While seeing the big picture will help you anticipate needs/constraints and streamline efforts, a big part of maintaining momentum (as a developer) is tackling problems one at a time. This means breaking problems down into smaller parts and developing solutions for those smaller problems.

In other words, develop small programs that do one thing really well (and compose easily with other programs).

Working on projects modularly will help you simplify your workflow and streamline the progress of your entire build. With a modular approach, you can better (1) identify and understand challenges, (2) find solutions more easily, and (3) isolate and troubleshoot bugs because fixing them means fixing the code of a small program instead of a big one.


Customers and end-users think in terms of value, not frameworks — and so do a lot of the other non-dev stakeholders you have to work with on a daily basis. This includes product managers, sales & marketing, and even the senior management. Learning how to think in terms of end-user value instead of framework capabilities will help you better understand project needs, communicate requirements, and devise solutions.

Think like a car ad. Focus on handling and performance over what’s under the hood. Remember, you’re building something for end-users, not engineers.

Focusing on framework capabilities can cause a lot of friction because it can cause a lot of confusion (for non-devs), and keep you from getting your point across. Thinking in terms of business value, however, will allow you to frame problems and solutions in a way that other stakeholders can not only understand but relate to.


You can’t know everything, and you certainly can’t do everything. Having close contacts (allies) on other teams will help you (1) anticipate their needs before you start coding, (2) better communicate some of your own team’s challenges, and (3) manage expectations so that you can foster trust/patience, and minimize the needs for revisions/versions.

When you find yourself butting heads with another stakeholder or having trouble communicating with them, find some common ground.

In other words, when you run up against major challenges, don’t frustrate yourself by trying to tackle it as a lone wolf. Instead, take the time to discuss it with other stakeholders, to really listen to them, and see if you can up with a workaround as a team. Oftentimes, we don’t have every piece of the puzzle we’re working on, and it’s only by talking to others involved can we find the pieces we’re missing.
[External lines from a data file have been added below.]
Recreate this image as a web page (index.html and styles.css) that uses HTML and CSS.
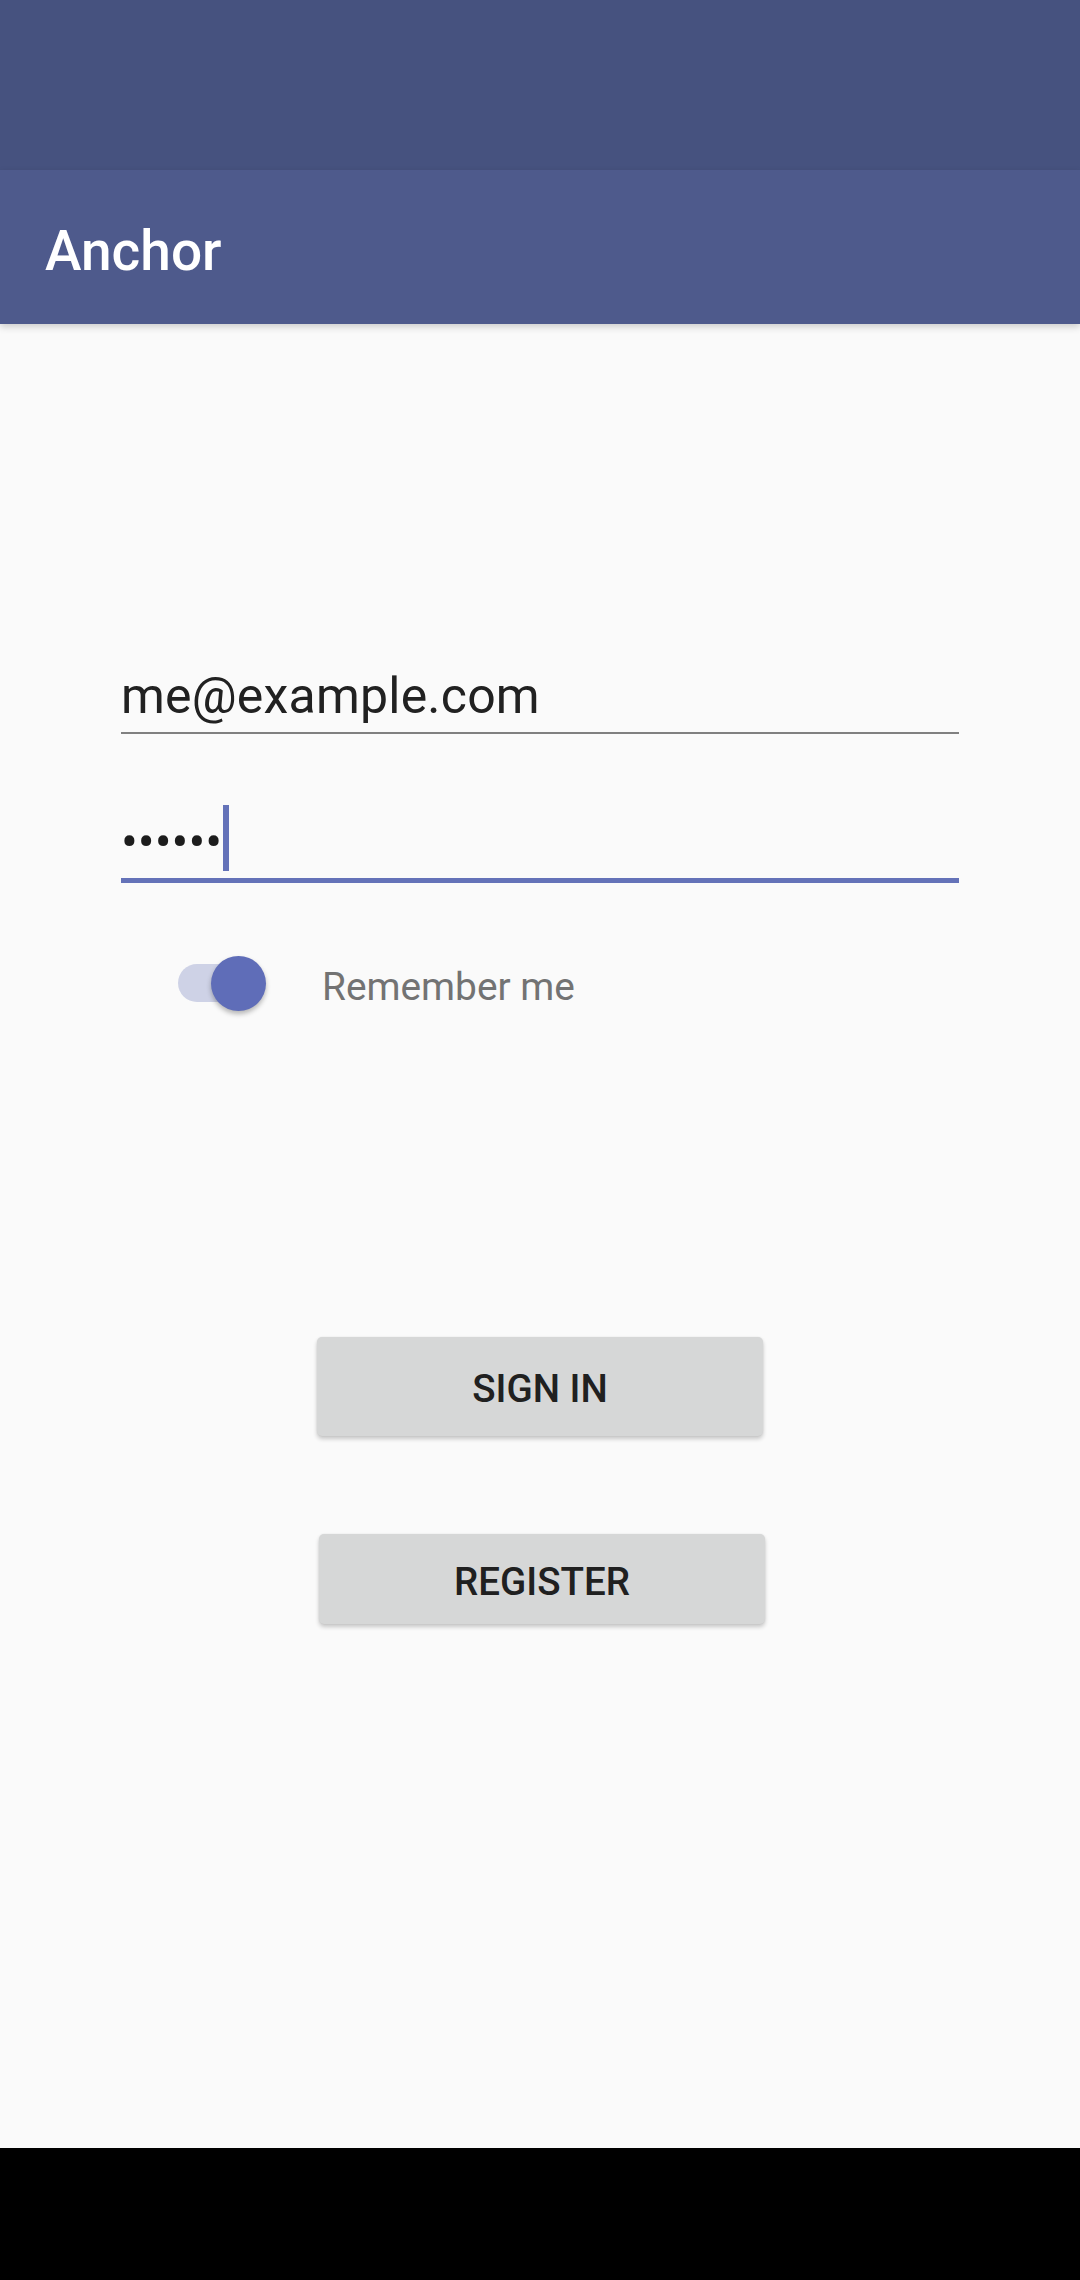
FILE: index.html
```html
<!DOCTYPE html>
<html lang="en">
<head>
<meta charset="utf-8">
<title>Anchor</title>
<link rel="stylesheet" href="styles.css">
</head>
<body>
<div class="screen">
  <div class="status-bar"></div>
  <header class="app-bar"><h1 class="title">Anchor</h1></header>
  <main class="content">
    <div class="form">
      <div class="field field-email">me@example.com</div>
      <div class="field field-password"><span class="dots">••••••</span><span class="caret"></span></div>
      <div class="remember-row">
        <div class="switch"><span class="track"></span><span class="thumb"></span></div>
        <span class="remember-label">Remember me</span>
      </div>
    </div>
    <div class="actions">
      <button class="btn btn-signin">SIGN IN</button>
      <button class="btn btn-register">REGISTER</button>
    </div>
  </main>
  <div class="nav-bar"></div>
</div>
</body>
</html>
```
FILE: styles.css
```css
html, body {
  margin: 0;
  padding: 0;
}
body {
  width: 1080px;
  height: 2280px;
  background: #fafafa;
  font-family: Roboto, "Liberation Sans", sans-serif;
  overflow: hidden;
}
.screen {
  display: flex;
  flex-direction: column;
  height: 2280px;
}
.status-bar {
  height: 170px;
  background: #46527f;
  flex: none;
}
.app-bar {
  height: 154px;
  flex: none;
  background: #4e5a8c;
  display: flex;
  align-items: center;
  padding: 8px 0 0 45px;
  box-sizing: border-box;
  box-shadow: 0 3px 7px rgba(0, 0, 0, 0.18);
  position: relative;
  z-index: 1;
}
.title {
  margin: 0;
  font-size: 55px;
  font-weight: 500;
  color: #ffffff;
}
.content {
  flex: 1;
  display: flex;
  flex-direction: column;
}
.form {
  margin: 343px 121px 0 121px;
  width: 838px;
}
.field {
  font-size: 50px;
  line-height: 58px;
  padding-bottom: 7px;
  color: #212121;
  white-space: nowrap;
  letter-spacing: 0.2px;
}
.field-email {
  border-bottom: 2.75px solid #808080;
}
.field-password {
  margin-top: 78px;
  border-bottom: 5.5px solid #6472b8;
  letter-spacing: 0;
}
.dots {
  color: #1c1c1c;
}
.caret {
  display: inline-block;
  width: 5.5px;
  height: 66px;
  margin-top: -7px;
  margin-left: 1px;
  vertical-align: -12px;
  background: #6472b8;
}
.remember-row {
  display: flex;
  align-items: center;
  margin-top: 72px;
  padding-left: 57px;
}
.switch {
  display: flex;
  align-items: center;
  height: 56px;
}
.track {
  width: 84px;
  height: 38px;
  border-radius: 19px;
  background: #ced2e6;
}
.thumb {
  width: 55px;
  height: 55px;
  border-radius: 50%;
  margin-left: -51px;
  background: #5f6db8;
  box-shadow: 0 3px 5px rgba(0, 0, 0, 0.28);
}
.remember-label {
  margin-left: 56px;
  padding-top: 6px;
  font-size: 38.8px;
  letter-spacing: 0;
  color: #737373;
}
.actions {
  display: flex;
  flex-direction: column;
  align-items: center;
  margin-top: 326px;
}
.btn {
  font-family: Roboto, "Liberation Sans", sans-serif;
  font-size: 38.5px;
  font-weight: 500;
  color: #202020;
  background: #d6d7d7;
  border: none;
  border-radius: 5px;
  width: 446px;
  padding: 4px 0 0 0;
  box-shadow: 0 3px 4px rgba(0, 0, 0, 0.2), 0 0 2px rgba(0, 0, 0, 0.08);
  display: flex;
  align-items: center;
  justify-content: center;
}
.btn-signin {
  height: 99px;
}
.btn-register {
  height: 90px;
  margin-top: 98px;
  margin-left: 4px;
}
.nav-bar {
  height: 132px;
  flex: none;
  background: #000000;
}
```
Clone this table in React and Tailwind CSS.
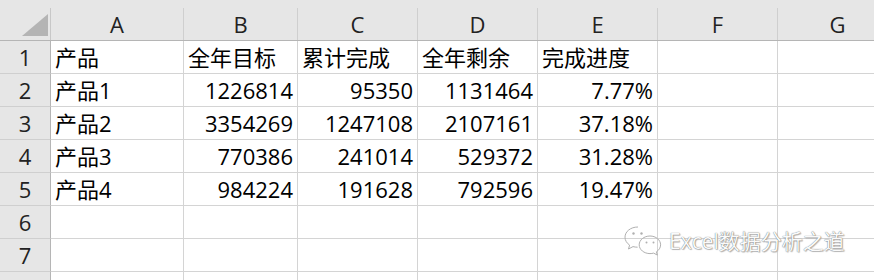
import React from 'react';

const cols = [
  { key: 'A', w: 'w-[133px]' },
  { key: 'B', w: 'w-[114px]' },
  { key: 'C', w: 'w-[120px]' },
  { key: 'D', w: 'w-[120px]' },
  { key: 'E', w: 'w-[120px]' },
  { key: 'F', w: 'w-[120px]' },
  { key: 'G', w: 'w-[120px]' },
];

const rows = [
  ['产品', '全年目标', '累计完成', '全年剩余', '完成进度'],
  ['产品1', '1226814', '95350', '1131464', '7.77%'],
  ['产品2', '3354269', '1247108', '2107161', '37.18%'],
  ['产品3', '770386', '241014', '529372', '31.28%'],
  ['产品4', '984224', '191628', '792596', '19.47%'],
  [],
  [],
  [],
];

const WeChatIcon = () => (
  <svg width="40" height="32" viewBox="0 0 40 32" fill="none" stroke="#b0b0b0" strokeWidth="1">
    <path d="M15 2C7.5 2 2 6.6 2 12.2c0 3.2 1.8 6 4.6 7.9L5.5 24l4.5-2.4c1.5.4 3 .6 4.6.6" />
    <path d="M27 11c-6 0-10.8 4-10.8 8.8S21 28.6 27 28.6c1.3 0 2.5-.2 3.6-.5l3.8 2-1-3.3c2.5-1.6 4.2-4.1 4.2-7 0-4.8-4.8-8.8-10.6-8.8z" />
    <circle cx="10.5" cy="8.5" r="1.2" fill="#b0b0b0" stroke="none" />
    <circle cx="18.5" cy="8.5" r="1.2" fill="#b0b0b0" stroke="none" />
    <circle cx="23.5" cy="17.5" r="1" fill="#b0b0b0" stroke="none" />
    <circle cx="30.5" cy="17.5" r="1" fill="#b0b0b0" stroke="none" />
  </svg>
);

const App = () => {
  return (
    <div className="relative w-[874px] h-[280px] overflow-hidden bg-white text-black font-['Open_Sans','Noto_Sans_CJK_SC',sans-serif]">
      {/* column headers */}
      <div className="flex h-[41px] pt-[8px] bg-[#e6e6e6] border-b border-[#b5b5b5] w-max">
        <div className="relative w-[51px] h-[32px] border-r border-[#c8c8c8]">
          <div className="absolute right-[2px] bottom-[4px] w-0 h-0 border-l-[26px] border-l-transparent border-b-[22px] border-b-[#b4b4b4]" />
        </div>
        {cols.map((c) => (
          <div
            key={c.key}
            className={`${c.w} h-[32px] border-r border-[#cfcfcf] flex items-center justify-center text-[22px] leading-none text-[#222]`}
          >
            {c.key}
          </div>
        ))}
      </div>

      {rows.map((r, i) => (
        <div key={i} className="flex h-[33px] w-max">
          <div className="w-[51px] h-[33px] bg-[#e6e6e6] border-r border-b border-r-[#b5b5b5] border-b-[#cfcfcf] flex items-center justify-center text-[22px] leading-none text-[#222]">
            {i + 1}
          </div>
          {cols.map((c, j) => {
            const v = r[j];
            const right = i > 0 && j > 0;
            return (
              <div
                key={c.key}
                className={`${c.w} h-[33px] border-r border-b border-[#d4d4d4] flex items-center px-[4px] text-[22px] leading-none whitespace-nowrap ${right ? 'justify-end' : 'justify-start'}`}
              >
                {v}
              </div>
            );
          })}
        </div>
      ))}

      {/* watermark */}
      <div className="absolute left-[623px] top-[225px] flex items-center gap-[6px]">
        <WeChatIcon />
        <span className="text-[21px] leading-none text-[#fafafa] [text-shadow:0_0_1px_#4f4f4f,1px_1px_1px_#bdbdbd]">
          Excel数据分析之道
        </span>
      </div>
    </div>
  );
};

export default App;
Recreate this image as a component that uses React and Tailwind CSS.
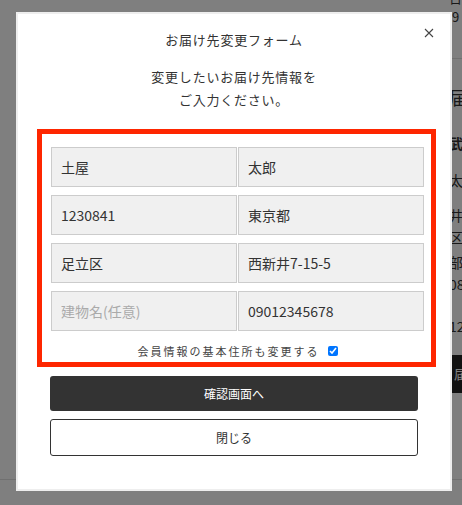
import { useState } from "react";

const fields = [
  { id: "last", value: "土屋" },
  { id: "first", value: "太郎" },
  { id: "zip", value: "1230841" },
  { id: "pref", value: "東京都" },
  { id: "city", value: "足立区" },
  { id: "street", value: "西新井7-15-5" },
  { id: "building", value: "", placeholder: "建物名(任意)" },
  { id: "tel", value: "09012345678" },
];

const BackgroundPage = () => {
  return (
    <div className="flex flex-col">
      <div className="flex flex-col pl-[449px] text-[14px] text-[#333] whitespace-nowrap">
        <p className="-mt-[10px] leading-4 text-[13px]">日本</p>
        <p className="mt-[3px] leading-4 text-[13px]">&nbsp;9</p>
        <div className="mt-[33px] border-t border-[#e0e0e0]" />
        <p className="mt-[26px] text-lg leading-6">届け先</p>
        <p className="mt-6 font-bold leading-5">武次</p>
        <p className="mt-[17px] leading-5">太郎</p>
        <p className="mt-[15px] leading-5">井7</p>
        <p className="mt-[2px] leading-5">区</p>
        <p className="mt-[5px] leading-5">部</p>
        <p className="mt-[2px] leading-5">08</p>
        <p className="mt-[22px] leading-5">12</p>
        <div className="mt-[19px] flex h-[38px] items-center bg-[#222] pl-[5px] text-white text-[13px]">
          届
        </div>
      </div>
      <div className="mt-[86px] border-t border-[#e0e0e0]" />
    </div>
  );
};

export default function App() {
  const [sync, setSync] = useState(true);

  return (
    <div className="relative h-[505px] w-full overflow-hidden bg-white font-['Noto_Sans_CJK_JP','Noto_Sans',sans-serif]">
      <BackgroundPage />

      {/* Overlay */}
      <div className="absolute inset-0 bg-black/50">
        <div className="relative ml-4 mt-3 h-[479px] w-[436px] border-2 border-[#eee] bg-white text-[#333]">
          <button className="absolute right-[16px] top-[14px] p-0" aria-label="閉じる">
            <svg width="10" height="10" viewBox="0 0 10 10" stroke="#444" strokeWidth="1.1" fill="none">
              <path d="M1 1L9 9M9 1L1 9" />
            </svg>
          </button>

          <h2 className="pt-4 text-center text-[13px] leading-5 tracking-[0.06em]">お届け先変更フォーム</h2>
          <p className="mt-[15px] text-center text-[13px] leading-[23px] tracking-[0.06em]">
            変更したいお届け先情報を
            <br />
            ご入力ください。
          </p>

          {/* Highlighted form */}
          <div className="ml-[19px] mt-[18px] w-[399px] border-[5px] border-[#fe2600] pb-px pl-[9px] pr-[7px] pt-[13px]">
            <div className="grid grid-cols-2 gap-x-px gap-y-2">
              {fields.map(({ id, value, placeholder }) => (
                <input
                  key={id}
                  defaultValue={value}
                  placeholder={placeholder}
                  className="h-10 w-full border border-[#ccc] bg-[#f0f0f0] px-[9px] text-[14px] text-[#333] outline-none placeholder:text-[#aaa]"
                />
              ))}
            </div>
            <label className="mt-[10px] flex h-5 items-center justify-center text-[11px] tracking-[2px] text-[#444]">
              会員情報の基本住所も変更する
              <input
                type="checkbox"
                checked={sync}
                onChange={() => setSync(!sync)}
                className="ml-2 h-[10px] w-[10px] accent-[#0075ff]"
              />
            </label>
          </div>

          <div className="ml-8 mt-[9px] flex w-[368px] flex-col gap-2">
            <button className="h-[35px] rounded-[3px] bg-[#333] text-[12px] text-white">確認画面へ</button>
            <button className="h-[37px] rounded-[3px] border border-[#333] bg-white text-[12px] text-[#333]">
              閉じる
            </button>
          </div>
        </div>
      </div>
    </div>
  );
}
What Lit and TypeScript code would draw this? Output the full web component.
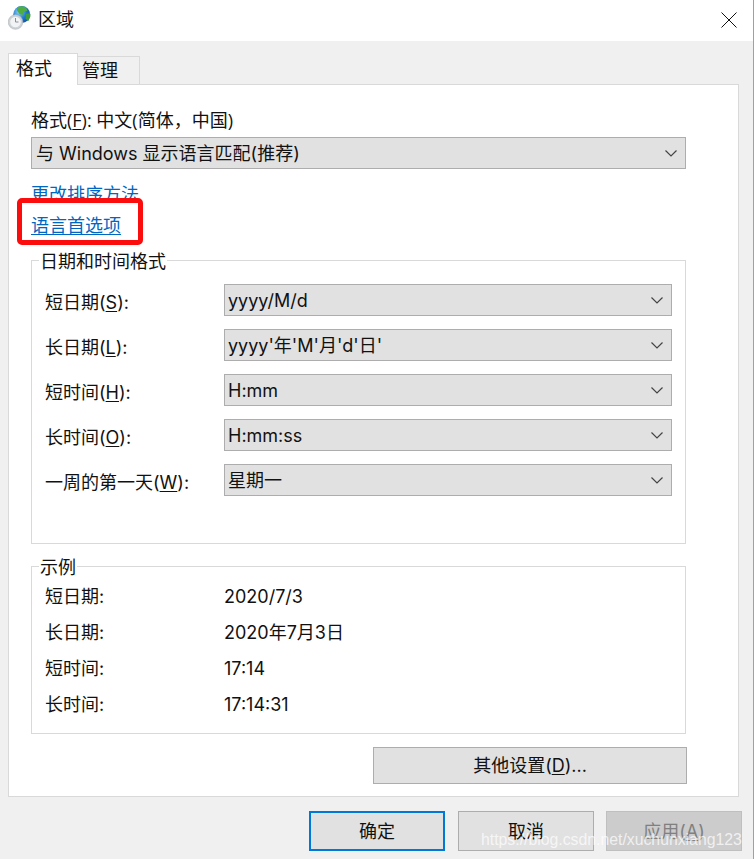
import { LitElement, html, css } from "lit";
import { customElement } from "lit/decorators.js";

const chevron = html`<svg class="chev" width="12" height="7" viewBox="0 0 12 7"><path d="M.5 .5 L6 6 L11.5 .5" fill="none" stroke="#444" stroke-width="1.2"/></svg>`;

const combos: [string, string, string, string][] = [
  ["短日期(", "S", "):", "yyyy/M/d"],
  ["长日期(", "L", "):", "yyyy'年'M'月'd'日'"],
  ["短时间(", "H", "):", "H:mm"],
  ["长时间(", "O", "):", "H:mm:ss"],
  ["一周的第一天(", "W", "):", "星期一"],
];
const samples = [
  ["短日期:", "2020/7/3"],
  ["长日期:", "2020年7月3日"],
  ["短时间:", "17:14"],
  ["长时间:", "17:14:31"],
];

@customElement("app-root")
export class AppRoot extends LitElement {
  static styles = css`
    :host {
      display: block;
      width: 754px;
      height: 859px;
      overflow: hidden;
      font-family: "Inter", "Noto Sans CJK SC", sans-serif;
      font-size: 18px;
      line-height: 24px;
      color: #111;
    }
    * { box-sizing: border-box; }
    u { text-underline-offset: 2px; text-decoration-thickness: 1px; }
    .win {
      position: relative;
      display: flex;
      flex-direction: column;
      height: 100%;
      background: #f0f0f0;
      border-right: 1px solid #a0a0a0;
    }
    .title {
      height: 41px;
      flex: none;
      background: #fff;
      display: flex;
      align-items: center;
      padding: 0 16px 0 8px;
      gap: 7px;
    }
    .logo { align-self: flex-start; margin-top: 6px; }
    .title .name { flex: 1; position: relative; top: -1px; }
    .close { position: relative; top: -1px; }
    .tabs {
      display: flex;
      align-items: flex-end;
      margin: 12px 0 -1px 8px;
      height: 32px;
      position: relative;
      z-index: 1;
    }
    .tab {
      border: 1px solid #d9d9d9;
      border-bottom: none;
      padding: 2px 0 0 4px;
      height: 29px;
      width: 63px;
      margin-left: -1px;
    }
    .tab.active {
      background: #fff;
      height: 32px;
      width: 70px;
      margin-left: 0;
      padding: 3px 0 0 7px;
    }
    .panel {
      width: 731px;
      height: 713px;
      background: #fff;
      border: 1px solid #d9d9d9;
      margin-left: 8px;
      padding: 23px 0 0 22px;
      position: relative;
      flex: none;
    }
    .fmt { height: 29px; font-family: "Open Sans", "Noto Sans CJK SC", sans-serif; }
    .combo {
      display: flex;
      align-items: center;
      justify-content: space-between;
      background: #e1e1e1;
      border: 1px solid #adadad;
      height: 32px;
      padding: 1px 8px 0 3px;
    }
    .combo.wide { width: 655px; padding-left: 4px; padding-right: 8px; }
    .chev { margin-top: -1px; }
    .links { display: flex; flex-direction: column; margin-top: 14px; height: 56px; }
    .link { color: #0067c0; flex: none; height: 31px; }
    .link u { text-decoration-color: #0067c0; }
    .group {
      position: relative;
      border: 1px solid #d9d9d9;
      width: 655px;
    }
    .legend {
      position: absolute;
      top: -11px;
      left: 7px;
      background: #fff;
      padding: 0 1px;
    }
    .g1 { height: 284px; margin-top: 21px; padding: 23px 13px 0 13px; }
    .g1 .rows { display: grid; grid-template-columns: 179px 448px; row-gap: 13px; }
    .g1 .lbl { align-self: center; position: relative; top: 3px; }
    .g2 { height: 168px; margin-top: 22px; padding: 18px 13px 0 13px; }
    .g2 .rows { display: grid; grid-template-columns: 179px 1fr; grid-auto-rows: 36px; }
    .other {
      display: flex;
      justify-content: flex-end;
      margin: 13px 0 0 0;
      padding-right: 51px;
    }
    .btn {
      display: flex;
      align-items: center;
      justify-content: center;
      background: #e1e1e1;
      border: 1px solid #adadad;
    }
    .btn.big { width: 314px; height: 37px; }
    .footer {
      display: flex;
      gap: 13px;
      margin: 14px 0 0 309px;
    }
    .footer .btn { width: 136px; height: 40px; padding-top: 1px; }
    .footer .ok { border: 2px solid #0078d7; }
    .footer .apply { background: #cccccc; border-color: #bfbfbf; color: #808080; margin-left: -1px; }
    .red {
      position: absolute;
      left: 17px;
      top: 198px;
      width: 126px;
      height: 47px;
      border: 5px solid #fb0d0d;
      border-radius: 5px;
      z-index: 2;
    }
    .mark {
      position: absolute;
      left: 481px;
      top: 829px;
      font-family: "Liberation Sans", sans-serif;
      font-size: 15.8px;
      line-height: 22px;
      color: rgba(255, 255, 255, 0.72);
      white-space: nowrap;
      z-index: 3;
    }
  `;

  render() {
    return html`<div class="win">
      <div class="title">
        <svg class="logo" width="23" height="24" viewBox="0 0 23 24">
          <defs>
            <radialGradient id="g" cx="0.35" cy="0.35" r="0.75">
              <stop offset="0" stop-color="#8fd4f7" />
              <stop offset="0.55" stop-color="#1f7ad0" />
              <stop offset="1" stop-color="#124c9c" />
            </radialGradient>
          </defs>
          <circle cx="13.7" cy="8.5" r="8.5" fill="url(#g)" />
          <path d="M9 1.5c3-1.6 6-1.6 9 0l1.5 3-3.5 1.5-1.5 3-3-1-2.5-3.5z" fill="#4fae3f" />
          <path d="M18 8l4-1 .5 3-2 5-3-2z" fill="#3f9e3a" />
          <circle cx="7.5" cy="16" r="7.3" fill="#cdd2d6" stroke="#b0b5b9" stroke-width=".6" />
          <circle cx="7.5" cy="16" r="5.3" fill="#f2f3f4" />
          <path d="M7.5 12v4h3" fill="none" stroke="#8a8f94" stroke-width="1" />
        </svg>
        <span class="name">区域</span>
        <svg class="close" width="16" height="16" viewBox="0 0 16 16">
          <path d="M.5.5l15 15M15.5.5l-15 15" stroke="#111" stroke-width="1" fill="none" />
        </svg>
      </div>
      <div class="tabs">
        <div class="tab active">格式</div>
        <div class="tab">管理</div>
      </div>
      <div class="panel">
        <div class="fmt">格式(<u>F</u>): 中文(简体，中国)</div>
        <div class="combo wide"><span>与 Windows 显示语言匹配(推荐)</span>${chevron}</div>
        <div class="links">
          <span class="link">更改排序方法</span>
          <span class="link"><u>语言首选项</u></span>
        </div>
        <div class="group g1">
          <span class="legend">日期和时间格式</span>
          <div class="rows">
            ${combos.map(
              ([a, k, b, v]) => html`<span class="lbl">${a}<u>${k}</u>${b}</span>
                <div class="combo"><span>${v}</span>${chevron}</div>`
            )}
          </div>
        </div>
        <div class="group g2">
          <span class="legend">示例</span>
          <div class="rows">
            ${samples.map(([a, b]) => html`<span>${a}</span><span>${b}</span>`)}
          </div>
        </div>
        <div class="other">
          <div class="btn big"><span>其他设置(<u>D</u>)...</span></div>
        </div>
      </div>
      <div class="footer">
        <div class="btn ok">确定</div>
        <div class="btn">取消</div>
        <div class="btn apply"><span>应用(<u>A</u>)</span></div>
      </div>
      <div class="red"></div>
      <div class="mark">https://blog.csdn.net/xuchunxiang123</div>
    </div>`;
  }
}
A big part of persevering through daily stress is staying motivated, and a big part of staying motivated is being able to see (and appreciate) the fruits of your labor. In other words, staying motivated has a lot to do with being able to measure, track, and enjoy your progress.

Essentially, after every sprint or feature build, you have something to celebrate (even if it’s not perfect, yet).

Revel in that accomplishment and celebrate with your teammates. Whether it’s a quick ping pong match after a productive meeting, lunch after troubleshooting a bug, or after- work drinks, once your latest release is deployed, blowing off steam as a team will help you all decompress and stay motivated — not to mention share key post-mortem insights. And consider inviting other teams/stakeholders; it’ll help sooth tensions that may have arisen during the project, and foster more understanding and trust for upcoming projects.


Every job has its ups and downs, and what makes most of those downs is that they’re unexpected. But devs seem to experience their own, special brand of challenges because they see projects from a side (the inside) that other stakeholders don’t — and probably couldn’t understand even if they did.

As much as that vantage point can be enlightening, it can also be alienating. Other teams and departments don’t always understand the challenges you face, so they don’t always appreciate the eloquence of the solutions you provide. But if you take the time to really understand the platform, build it out modularly, consider the business value of different features, build relationships with other stakeholders, and blow off steam by reveling in your accomplishments, you should be able to stay motivated and keep making the world a better place, one line of code at a time.